ボクシング拳坤一擲BACK NUMBER
井上尚弥が口にした重み「どれだけの方のご尽力が…」フルトン戦会見の“緊張感”の正体とは? 帝拳・本田会長は「史上最大のイベント」
text by
渋谷淳Jun Shibuya
photograph byHiroaki Yamaguchi
posted2023/03/08 17:02
3月6日、スティーブン・フルトン戦の記者会見に臨んだ井上尚弥。いつになく引き締まった表情は、この試合の“重み”を感じさせるものだった
井上陣営もこの状況を百も承知で、2人の王者以外にも対戦相手候補をピックアップしていた。ところがバトラー戦が終わってフルトン陣営に打診してみると、意外なことに「フィゲロア戦はまだ契約書にサインしていない」という情報を得る。こうしてフルトンとの交渉は一気にスタートを切った。米メディアがフルトンとフィゲロアの試合を「2月25日、ミネアポリスで開催」と報じたのが1月中旬のこと。この間も水面下で交渉は続き、フィゲロア陣営への説得、フルトンとフィゲロアの試合を開催する予定だったプロモーター、中継ネットワークとの折衝をへて、フルトンと井上の両陣営は最終的に合意にいたったのである。
交渉成立のカギは「フルトンの熱意」だった
関係者によれば、フルトン陣営は本人を除いて井上との対戦に否定的だったという。何も“モンスター”井上とやることはないではないか――。しかし、誇り高き2団体王者はそれを良しとしなかった。3月6日の記者会見でフルトンは次のようなビデオメッセージを寄せた。

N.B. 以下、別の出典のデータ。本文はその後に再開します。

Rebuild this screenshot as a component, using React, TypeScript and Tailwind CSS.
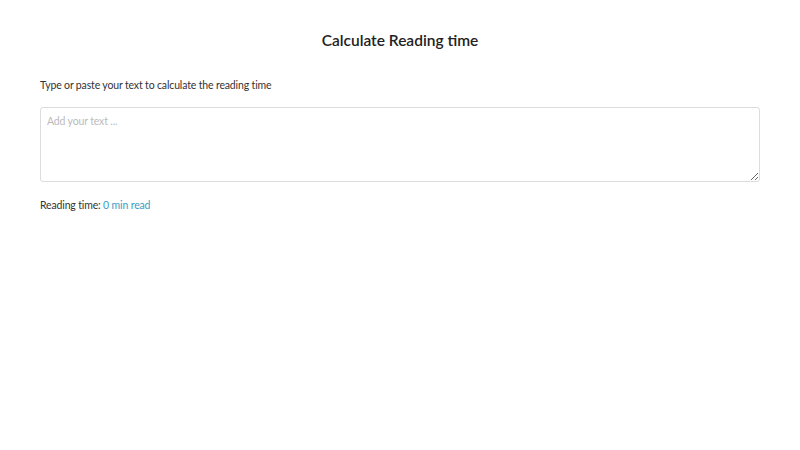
export default function App() {
  return (
    <div className="min-h-[450px] bg-white px-10 pt-[29px] text-[#333]" style={{ fontFamily: 'Lato, "Noto Sans", sans-serif' }}>
      <h1 className="text-center text-[15.5px] font-semibold leading-[22px] text-[#222]">Calculate Reading time</h1>
      <p className="mt-[26px] text-[10.5px] leading-[16px] tracking-[-0.15px]">Type or paste your text to calculate the reading time</p>
      <textarea
        className="mt-[14px] block h-[75px] w-full rounded-[3px] border border-[#dcdcdc] px-[6px] py-[6px] text-[10.5px] tracking-[-0.15px] outline-none placeholder:text-[#bbb]"
        placeholder="Add your text ..."
      />
      <p className="mt-[15px] text-[10.5px] leading-[16px] tracking-[-0.15px]">
        Reading time: <span className="text-[#3a9cc4]">0 min read</span>
      </p>
    </div>
  );
}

「今まで多くのボクシングファンから『あの選手との対戦を避けている』、『あの人から逃げている』とたくさん言われていたので、そうでないことを証明するためにも井上選手との対戦を熱望していました。それに、私はチャレンジすることや、興奮できるような試合をするのが好きです。だから、井上選手と対戦できるのであれば断る理由はありません」
リスクの高い井上の挑戦を、しかもアウェーの日本で受けるわけだから高額のファイトマネーが用意されたのは間違いない。チャンピオンが負けるリスクの高い相手との試合を受ける場合、通常の防衛戦の2倍、3倍のファイトマネーが用意されるのが常識だ。
今回の試合はNTTドコモが4月12日にスタートする映像配信サービス「Lemino(レミノ)」で独占無料配信される。昨年4月、村田諒太(帝拳)とゲンナジー・ゴロフキン(カザフスタン)のミドル級統一戦をAmazonがプライムビデオで配信したのを皮切りに映像配信サービスによるボクシング中継が加速。いまや多額のファイトマネーが用意できるのはテレビ局ではなく、Amazonやドコモのようなプラットフォームだ。ビッグマッチ実現には、こうした映像配信ビジネスの拡大という背景もあった。
それでも大金を積めば何でも実現するわけではなく、本人が「嫌だ」と言えばそれまで。フルトンの熱意こそが交渉成立のカギとなったのは間違いない。